### Exercise aim
Look through the records that follow. Copy every line containing the word "React".
## start Provided records
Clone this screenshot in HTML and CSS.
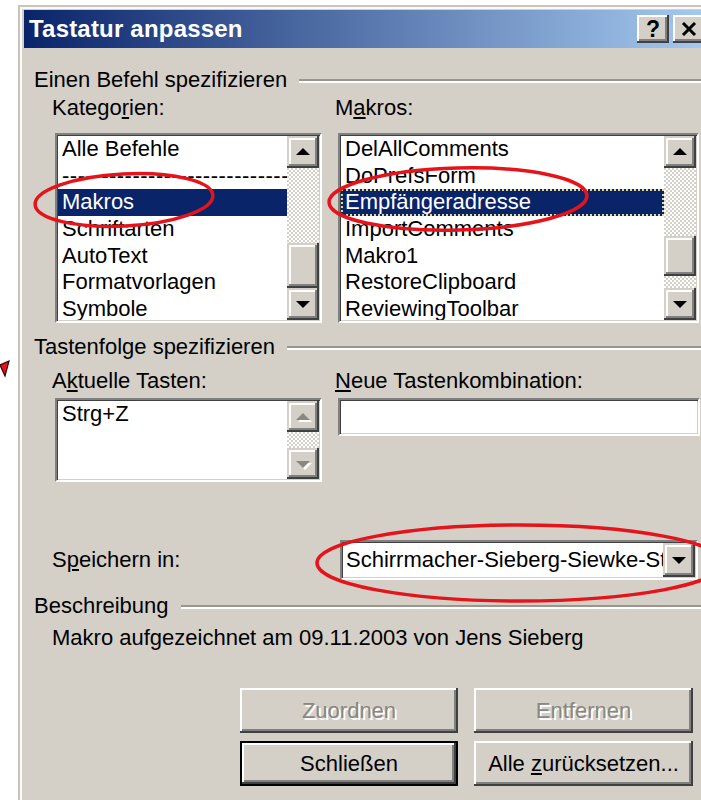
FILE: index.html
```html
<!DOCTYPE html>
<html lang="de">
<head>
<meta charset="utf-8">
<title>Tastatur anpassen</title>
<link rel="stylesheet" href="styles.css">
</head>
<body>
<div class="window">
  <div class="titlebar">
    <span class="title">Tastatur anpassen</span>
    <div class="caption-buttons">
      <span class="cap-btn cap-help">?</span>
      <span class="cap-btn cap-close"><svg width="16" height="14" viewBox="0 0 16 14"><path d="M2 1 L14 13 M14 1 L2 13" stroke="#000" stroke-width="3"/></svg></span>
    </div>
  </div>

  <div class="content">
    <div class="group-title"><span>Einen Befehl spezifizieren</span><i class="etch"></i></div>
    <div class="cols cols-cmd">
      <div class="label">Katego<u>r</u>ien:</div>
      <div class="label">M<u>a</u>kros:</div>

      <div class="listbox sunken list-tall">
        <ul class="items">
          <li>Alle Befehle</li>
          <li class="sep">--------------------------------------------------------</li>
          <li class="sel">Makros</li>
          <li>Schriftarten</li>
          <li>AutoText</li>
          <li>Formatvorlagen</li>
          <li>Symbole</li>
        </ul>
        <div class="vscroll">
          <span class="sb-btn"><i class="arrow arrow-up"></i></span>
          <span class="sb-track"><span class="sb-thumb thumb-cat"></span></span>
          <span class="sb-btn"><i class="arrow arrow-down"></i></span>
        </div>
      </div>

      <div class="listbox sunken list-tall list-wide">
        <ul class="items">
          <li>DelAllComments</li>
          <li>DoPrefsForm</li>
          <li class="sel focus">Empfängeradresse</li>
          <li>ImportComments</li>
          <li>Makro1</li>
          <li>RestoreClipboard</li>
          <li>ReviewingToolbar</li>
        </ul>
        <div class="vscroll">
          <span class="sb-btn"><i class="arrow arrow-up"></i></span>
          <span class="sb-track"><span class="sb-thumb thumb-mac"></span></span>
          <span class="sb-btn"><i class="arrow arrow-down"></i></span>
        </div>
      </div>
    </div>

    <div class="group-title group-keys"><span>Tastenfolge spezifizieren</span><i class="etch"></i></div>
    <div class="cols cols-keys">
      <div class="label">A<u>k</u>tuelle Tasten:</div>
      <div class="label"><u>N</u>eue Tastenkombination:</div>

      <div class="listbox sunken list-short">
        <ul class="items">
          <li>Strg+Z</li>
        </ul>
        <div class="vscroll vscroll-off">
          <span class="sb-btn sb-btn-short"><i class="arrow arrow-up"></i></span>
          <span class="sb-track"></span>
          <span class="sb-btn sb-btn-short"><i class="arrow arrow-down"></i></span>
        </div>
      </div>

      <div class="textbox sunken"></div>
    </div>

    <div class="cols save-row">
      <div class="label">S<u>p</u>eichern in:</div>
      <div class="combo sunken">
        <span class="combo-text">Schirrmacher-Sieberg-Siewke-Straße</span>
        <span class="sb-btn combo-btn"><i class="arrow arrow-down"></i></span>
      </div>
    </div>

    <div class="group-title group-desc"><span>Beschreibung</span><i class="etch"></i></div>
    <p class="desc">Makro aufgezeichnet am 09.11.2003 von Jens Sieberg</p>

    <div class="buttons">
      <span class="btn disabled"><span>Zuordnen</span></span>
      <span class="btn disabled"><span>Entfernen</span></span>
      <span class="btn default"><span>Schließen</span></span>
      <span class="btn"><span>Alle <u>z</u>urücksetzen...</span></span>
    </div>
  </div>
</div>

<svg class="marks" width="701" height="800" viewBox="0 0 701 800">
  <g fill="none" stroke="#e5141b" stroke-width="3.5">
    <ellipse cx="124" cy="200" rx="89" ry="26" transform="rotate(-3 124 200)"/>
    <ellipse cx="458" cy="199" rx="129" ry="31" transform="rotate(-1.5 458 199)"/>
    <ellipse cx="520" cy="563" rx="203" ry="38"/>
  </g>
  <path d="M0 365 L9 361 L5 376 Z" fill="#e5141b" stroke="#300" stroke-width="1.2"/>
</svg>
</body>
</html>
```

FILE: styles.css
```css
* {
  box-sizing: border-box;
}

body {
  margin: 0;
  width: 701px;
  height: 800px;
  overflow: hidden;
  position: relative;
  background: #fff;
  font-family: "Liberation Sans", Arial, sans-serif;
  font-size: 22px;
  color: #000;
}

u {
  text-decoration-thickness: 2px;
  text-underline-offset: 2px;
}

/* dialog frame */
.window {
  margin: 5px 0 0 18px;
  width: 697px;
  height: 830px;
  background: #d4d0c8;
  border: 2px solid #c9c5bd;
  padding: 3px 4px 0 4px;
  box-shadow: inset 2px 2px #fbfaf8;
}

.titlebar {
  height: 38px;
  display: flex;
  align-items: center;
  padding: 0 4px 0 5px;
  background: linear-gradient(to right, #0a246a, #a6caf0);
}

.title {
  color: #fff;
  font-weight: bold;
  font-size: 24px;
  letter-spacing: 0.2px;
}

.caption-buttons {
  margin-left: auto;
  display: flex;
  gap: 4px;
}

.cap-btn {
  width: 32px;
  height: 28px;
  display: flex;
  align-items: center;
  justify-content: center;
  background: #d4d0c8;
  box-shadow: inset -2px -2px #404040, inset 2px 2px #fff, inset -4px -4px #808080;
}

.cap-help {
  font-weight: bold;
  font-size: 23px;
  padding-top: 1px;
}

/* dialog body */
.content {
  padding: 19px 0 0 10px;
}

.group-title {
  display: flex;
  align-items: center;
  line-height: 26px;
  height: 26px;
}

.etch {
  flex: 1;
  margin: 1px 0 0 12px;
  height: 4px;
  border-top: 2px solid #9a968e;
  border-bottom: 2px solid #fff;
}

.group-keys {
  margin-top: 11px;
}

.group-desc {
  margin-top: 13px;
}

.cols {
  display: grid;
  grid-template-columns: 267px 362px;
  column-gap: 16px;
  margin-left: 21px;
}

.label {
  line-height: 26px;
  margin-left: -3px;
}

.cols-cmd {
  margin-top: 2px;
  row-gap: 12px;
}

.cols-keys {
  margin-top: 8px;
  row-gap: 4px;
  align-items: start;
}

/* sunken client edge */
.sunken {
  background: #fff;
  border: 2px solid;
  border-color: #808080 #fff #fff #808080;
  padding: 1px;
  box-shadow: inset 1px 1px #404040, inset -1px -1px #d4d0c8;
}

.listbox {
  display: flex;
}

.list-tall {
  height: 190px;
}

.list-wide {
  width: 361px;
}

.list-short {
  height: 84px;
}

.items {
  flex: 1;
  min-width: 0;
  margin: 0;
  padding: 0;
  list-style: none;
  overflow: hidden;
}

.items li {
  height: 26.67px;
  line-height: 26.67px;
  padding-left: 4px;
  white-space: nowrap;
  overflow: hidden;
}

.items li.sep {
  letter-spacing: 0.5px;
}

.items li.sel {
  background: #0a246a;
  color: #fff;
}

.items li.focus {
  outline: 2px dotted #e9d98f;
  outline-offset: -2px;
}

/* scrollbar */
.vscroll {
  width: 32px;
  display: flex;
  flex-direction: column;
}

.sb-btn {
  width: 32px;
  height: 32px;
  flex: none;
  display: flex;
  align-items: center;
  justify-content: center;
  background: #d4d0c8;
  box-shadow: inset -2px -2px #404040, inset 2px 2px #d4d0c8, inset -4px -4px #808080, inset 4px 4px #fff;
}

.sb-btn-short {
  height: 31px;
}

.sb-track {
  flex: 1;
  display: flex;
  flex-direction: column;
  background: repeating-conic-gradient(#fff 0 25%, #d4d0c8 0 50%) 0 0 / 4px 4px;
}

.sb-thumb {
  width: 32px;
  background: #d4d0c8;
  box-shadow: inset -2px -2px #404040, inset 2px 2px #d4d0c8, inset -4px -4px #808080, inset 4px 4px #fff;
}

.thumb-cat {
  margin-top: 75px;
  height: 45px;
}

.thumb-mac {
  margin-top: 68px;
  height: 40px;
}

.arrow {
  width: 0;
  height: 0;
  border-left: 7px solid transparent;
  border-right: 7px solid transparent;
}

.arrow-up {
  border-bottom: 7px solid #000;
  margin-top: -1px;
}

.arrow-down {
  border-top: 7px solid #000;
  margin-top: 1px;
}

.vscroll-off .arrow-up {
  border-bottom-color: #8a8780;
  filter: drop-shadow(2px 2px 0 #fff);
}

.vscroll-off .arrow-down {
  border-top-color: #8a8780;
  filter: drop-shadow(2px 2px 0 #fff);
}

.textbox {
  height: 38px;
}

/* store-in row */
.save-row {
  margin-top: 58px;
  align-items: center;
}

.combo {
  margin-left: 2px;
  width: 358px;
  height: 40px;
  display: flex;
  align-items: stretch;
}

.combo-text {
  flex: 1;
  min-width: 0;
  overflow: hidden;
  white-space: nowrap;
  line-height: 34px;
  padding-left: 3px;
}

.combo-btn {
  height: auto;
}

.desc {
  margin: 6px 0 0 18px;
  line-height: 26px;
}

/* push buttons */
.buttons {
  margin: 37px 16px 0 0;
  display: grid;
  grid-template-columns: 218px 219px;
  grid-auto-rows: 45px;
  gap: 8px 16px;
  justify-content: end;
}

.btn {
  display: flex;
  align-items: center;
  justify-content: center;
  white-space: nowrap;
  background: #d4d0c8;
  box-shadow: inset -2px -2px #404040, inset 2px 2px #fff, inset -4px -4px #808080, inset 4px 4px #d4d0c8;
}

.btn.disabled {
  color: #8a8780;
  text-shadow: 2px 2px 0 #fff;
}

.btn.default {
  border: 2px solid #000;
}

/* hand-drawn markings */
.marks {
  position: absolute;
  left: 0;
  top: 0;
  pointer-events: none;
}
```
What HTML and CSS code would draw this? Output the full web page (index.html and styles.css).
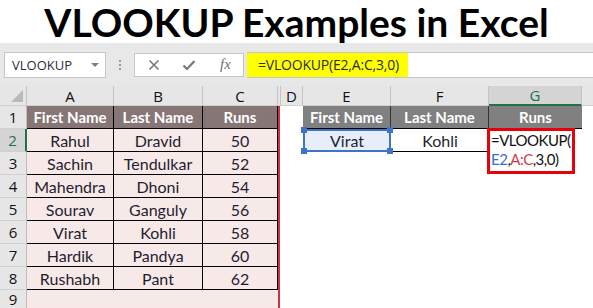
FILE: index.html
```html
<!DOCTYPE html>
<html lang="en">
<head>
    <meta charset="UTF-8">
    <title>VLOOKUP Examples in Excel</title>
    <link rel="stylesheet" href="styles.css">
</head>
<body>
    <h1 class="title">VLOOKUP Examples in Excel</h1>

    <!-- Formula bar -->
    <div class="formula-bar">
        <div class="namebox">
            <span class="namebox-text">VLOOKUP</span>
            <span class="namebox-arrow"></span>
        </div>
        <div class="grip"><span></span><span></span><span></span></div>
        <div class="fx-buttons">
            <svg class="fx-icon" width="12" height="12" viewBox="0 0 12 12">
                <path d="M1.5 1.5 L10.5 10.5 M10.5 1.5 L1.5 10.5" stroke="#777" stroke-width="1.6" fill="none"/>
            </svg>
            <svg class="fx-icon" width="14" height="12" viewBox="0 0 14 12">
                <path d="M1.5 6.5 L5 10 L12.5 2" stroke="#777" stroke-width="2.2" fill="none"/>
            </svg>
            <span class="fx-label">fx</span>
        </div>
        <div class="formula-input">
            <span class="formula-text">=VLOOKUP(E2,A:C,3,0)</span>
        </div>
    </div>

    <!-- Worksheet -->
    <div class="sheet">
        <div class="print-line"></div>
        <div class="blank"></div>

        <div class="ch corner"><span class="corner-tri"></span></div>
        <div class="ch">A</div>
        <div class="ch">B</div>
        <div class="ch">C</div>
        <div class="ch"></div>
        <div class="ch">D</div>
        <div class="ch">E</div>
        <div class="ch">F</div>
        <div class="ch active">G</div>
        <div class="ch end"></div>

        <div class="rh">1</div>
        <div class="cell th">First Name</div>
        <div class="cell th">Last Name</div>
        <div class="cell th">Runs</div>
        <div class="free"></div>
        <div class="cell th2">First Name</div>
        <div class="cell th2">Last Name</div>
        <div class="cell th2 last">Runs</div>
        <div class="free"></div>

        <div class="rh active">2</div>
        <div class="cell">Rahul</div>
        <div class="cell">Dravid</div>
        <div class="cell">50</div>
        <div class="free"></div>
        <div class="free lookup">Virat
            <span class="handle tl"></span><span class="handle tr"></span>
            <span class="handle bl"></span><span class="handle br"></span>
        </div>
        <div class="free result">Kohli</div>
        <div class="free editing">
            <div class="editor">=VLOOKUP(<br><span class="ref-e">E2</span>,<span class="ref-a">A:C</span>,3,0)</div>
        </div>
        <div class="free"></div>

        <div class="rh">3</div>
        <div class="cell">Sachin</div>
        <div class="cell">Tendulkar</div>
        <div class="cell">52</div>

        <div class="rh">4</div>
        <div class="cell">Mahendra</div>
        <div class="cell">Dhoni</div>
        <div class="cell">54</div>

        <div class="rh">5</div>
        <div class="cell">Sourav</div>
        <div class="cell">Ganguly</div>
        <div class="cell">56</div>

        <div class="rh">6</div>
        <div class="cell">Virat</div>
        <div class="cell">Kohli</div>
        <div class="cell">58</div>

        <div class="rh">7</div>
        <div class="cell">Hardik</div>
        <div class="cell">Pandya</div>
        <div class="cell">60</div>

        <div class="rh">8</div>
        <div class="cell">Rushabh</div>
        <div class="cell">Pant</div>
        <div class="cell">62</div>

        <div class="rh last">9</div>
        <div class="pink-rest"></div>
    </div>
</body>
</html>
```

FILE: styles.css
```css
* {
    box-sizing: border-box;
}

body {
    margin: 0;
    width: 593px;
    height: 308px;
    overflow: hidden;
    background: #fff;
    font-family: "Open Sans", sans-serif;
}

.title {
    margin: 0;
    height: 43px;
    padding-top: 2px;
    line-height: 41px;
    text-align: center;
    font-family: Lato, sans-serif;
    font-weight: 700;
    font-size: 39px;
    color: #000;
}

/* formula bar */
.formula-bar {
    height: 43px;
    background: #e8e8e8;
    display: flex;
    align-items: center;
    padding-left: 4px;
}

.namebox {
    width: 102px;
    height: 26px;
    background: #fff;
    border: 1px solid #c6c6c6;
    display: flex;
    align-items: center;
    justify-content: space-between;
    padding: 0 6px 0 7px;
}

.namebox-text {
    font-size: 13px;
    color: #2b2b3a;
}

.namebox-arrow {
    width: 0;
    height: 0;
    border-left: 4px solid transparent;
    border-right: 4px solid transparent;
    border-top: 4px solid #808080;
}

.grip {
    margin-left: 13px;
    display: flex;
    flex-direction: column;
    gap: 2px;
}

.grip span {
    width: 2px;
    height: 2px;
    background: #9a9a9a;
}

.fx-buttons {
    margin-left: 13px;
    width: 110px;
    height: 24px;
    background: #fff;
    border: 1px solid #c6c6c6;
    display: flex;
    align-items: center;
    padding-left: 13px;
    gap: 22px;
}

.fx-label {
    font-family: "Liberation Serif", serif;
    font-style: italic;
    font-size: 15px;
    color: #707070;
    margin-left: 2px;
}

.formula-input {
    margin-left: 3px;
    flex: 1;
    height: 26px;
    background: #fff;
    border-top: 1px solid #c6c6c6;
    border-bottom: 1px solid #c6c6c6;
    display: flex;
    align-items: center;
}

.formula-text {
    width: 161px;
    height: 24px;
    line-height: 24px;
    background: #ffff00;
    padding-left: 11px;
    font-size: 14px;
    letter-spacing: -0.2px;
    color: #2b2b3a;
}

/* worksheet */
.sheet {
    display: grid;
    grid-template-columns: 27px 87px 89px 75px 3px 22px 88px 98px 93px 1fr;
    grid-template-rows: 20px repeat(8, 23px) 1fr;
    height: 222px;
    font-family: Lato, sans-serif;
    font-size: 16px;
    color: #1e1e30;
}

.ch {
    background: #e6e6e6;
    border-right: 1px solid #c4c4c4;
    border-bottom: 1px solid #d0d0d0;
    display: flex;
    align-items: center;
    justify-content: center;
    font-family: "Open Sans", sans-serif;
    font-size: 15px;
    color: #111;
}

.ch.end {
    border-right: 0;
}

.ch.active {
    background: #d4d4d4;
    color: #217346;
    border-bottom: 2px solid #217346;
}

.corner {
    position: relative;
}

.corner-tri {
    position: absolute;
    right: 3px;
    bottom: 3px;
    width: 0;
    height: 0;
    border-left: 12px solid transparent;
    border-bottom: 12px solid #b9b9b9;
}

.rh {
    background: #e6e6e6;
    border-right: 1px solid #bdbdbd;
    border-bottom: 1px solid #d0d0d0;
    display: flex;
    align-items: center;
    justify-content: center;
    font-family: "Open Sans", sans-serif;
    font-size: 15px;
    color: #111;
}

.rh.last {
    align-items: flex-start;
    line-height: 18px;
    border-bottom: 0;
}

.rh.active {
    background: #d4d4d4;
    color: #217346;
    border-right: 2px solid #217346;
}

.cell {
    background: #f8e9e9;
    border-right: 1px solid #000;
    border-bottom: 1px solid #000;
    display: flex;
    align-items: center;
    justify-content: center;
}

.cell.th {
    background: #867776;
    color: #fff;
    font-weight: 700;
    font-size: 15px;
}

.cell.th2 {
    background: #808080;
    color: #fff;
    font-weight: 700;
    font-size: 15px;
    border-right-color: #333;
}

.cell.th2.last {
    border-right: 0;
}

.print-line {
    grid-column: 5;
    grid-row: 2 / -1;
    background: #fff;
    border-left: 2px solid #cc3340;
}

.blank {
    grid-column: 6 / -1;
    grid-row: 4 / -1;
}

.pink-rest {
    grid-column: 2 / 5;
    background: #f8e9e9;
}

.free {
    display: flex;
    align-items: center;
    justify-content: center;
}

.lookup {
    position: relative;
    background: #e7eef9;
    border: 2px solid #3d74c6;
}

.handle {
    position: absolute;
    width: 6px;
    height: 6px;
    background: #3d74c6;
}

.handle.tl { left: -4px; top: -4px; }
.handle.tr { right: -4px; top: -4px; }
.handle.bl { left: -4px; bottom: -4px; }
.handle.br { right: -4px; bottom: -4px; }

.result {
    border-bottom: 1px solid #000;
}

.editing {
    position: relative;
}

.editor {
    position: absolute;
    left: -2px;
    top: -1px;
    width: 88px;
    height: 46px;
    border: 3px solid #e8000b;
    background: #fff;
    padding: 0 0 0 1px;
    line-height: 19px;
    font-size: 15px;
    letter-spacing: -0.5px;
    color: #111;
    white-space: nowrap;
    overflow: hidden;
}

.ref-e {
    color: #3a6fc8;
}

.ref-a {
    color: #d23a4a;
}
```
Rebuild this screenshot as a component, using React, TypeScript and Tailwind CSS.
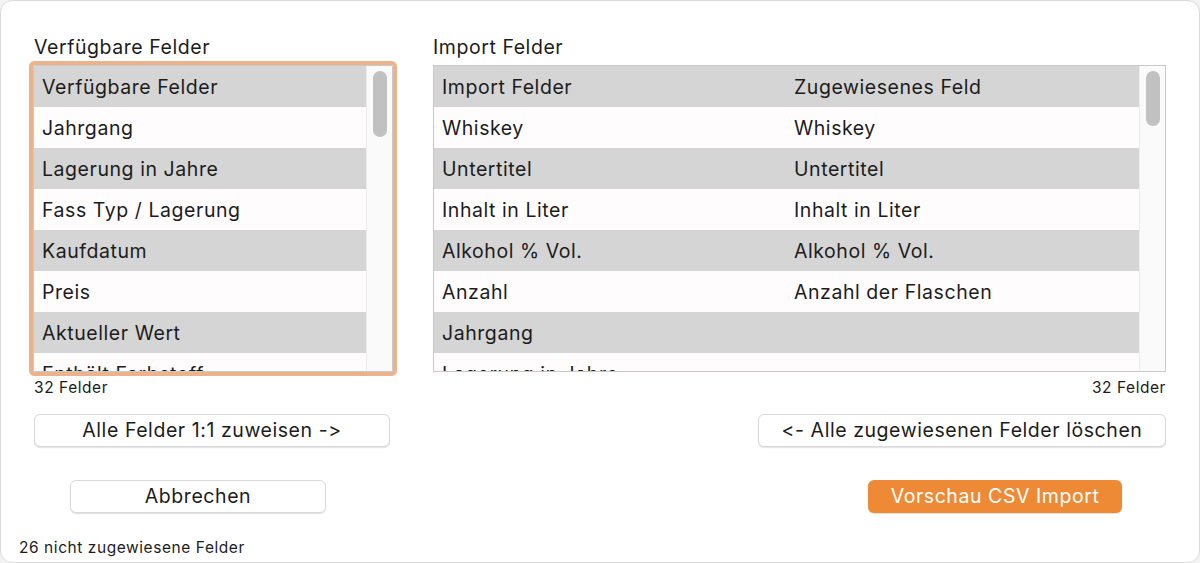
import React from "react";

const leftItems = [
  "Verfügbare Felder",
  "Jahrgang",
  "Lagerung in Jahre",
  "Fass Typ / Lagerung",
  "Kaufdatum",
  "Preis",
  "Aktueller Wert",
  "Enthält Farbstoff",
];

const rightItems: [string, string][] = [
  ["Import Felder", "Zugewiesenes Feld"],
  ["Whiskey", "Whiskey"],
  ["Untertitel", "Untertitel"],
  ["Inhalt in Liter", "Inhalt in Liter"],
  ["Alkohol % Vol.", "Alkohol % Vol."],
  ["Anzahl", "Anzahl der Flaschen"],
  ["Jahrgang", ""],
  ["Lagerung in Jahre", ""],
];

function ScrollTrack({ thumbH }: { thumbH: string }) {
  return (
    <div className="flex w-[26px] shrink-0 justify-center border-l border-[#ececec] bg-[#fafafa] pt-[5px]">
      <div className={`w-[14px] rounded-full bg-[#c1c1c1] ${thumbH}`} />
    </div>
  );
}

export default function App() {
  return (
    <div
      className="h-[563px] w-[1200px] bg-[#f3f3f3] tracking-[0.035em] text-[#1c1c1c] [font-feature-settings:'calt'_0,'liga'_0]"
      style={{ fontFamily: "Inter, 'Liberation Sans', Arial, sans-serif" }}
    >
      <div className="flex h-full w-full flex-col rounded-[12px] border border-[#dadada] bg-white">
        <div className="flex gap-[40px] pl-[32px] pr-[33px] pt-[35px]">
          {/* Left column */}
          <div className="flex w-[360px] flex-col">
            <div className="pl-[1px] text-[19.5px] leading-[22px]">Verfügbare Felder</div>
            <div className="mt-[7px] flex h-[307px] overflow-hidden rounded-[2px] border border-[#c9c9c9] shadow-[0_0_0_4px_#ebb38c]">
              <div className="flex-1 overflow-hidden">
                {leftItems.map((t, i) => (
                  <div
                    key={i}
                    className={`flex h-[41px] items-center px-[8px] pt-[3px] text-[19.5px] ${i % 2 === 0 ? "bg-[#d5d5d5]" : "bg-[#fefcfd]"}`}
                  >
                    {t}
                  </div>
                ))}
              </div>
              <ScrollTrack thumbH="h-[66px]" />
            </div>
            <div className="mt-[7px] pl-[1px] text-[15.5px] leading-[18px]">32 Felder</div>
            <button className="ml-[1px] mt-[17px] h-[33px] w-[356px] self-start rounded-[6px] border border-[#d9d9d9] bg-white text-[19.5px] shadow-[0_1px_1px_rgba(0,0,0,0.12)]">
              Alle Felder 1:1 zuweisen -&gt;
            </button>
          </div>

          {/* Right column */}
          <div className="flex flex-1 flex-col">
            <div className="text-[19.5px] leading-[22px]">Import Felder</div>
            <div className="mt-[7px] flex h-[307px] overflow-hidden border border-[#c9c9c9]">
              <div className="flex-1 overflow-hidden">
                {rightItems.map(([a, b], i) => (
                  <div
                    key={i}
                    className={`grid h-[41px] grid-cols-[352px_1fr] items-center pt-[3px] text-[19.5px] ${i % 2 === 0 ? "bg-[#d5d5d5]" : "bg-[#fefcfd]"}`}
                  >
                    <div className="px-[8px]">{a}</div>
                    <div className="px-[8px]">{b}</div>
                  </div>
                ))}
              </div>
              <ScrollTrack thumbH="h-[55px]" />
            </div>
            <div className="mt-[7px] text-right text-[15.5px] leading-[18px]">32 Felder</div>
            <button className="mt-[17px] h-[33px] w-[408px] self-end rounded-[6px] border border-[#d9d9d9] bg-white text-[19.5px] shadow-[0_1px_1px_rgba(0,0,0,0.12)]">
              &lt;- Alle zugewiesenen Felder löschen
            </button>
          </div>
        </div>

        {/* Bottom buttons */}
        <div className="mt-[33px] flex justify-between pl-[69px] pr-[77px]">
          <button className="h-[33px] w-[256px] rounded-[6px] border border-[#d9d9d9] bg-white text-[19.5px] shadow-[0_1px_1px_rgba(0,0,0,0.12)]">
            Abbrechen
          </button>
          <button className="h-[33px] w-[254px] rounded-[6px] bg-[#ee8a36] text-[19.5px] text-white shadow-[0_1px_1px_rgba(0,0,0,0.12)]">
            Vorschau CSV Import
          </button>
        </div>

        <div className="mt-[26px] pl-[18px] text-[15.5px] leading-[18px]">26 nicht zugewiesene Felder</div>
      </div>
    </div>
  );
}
## end Provided records
### Complete response
Rebuild this screenshot as a component, using React, TypeScript and Tailwind CSS.
import React from "react";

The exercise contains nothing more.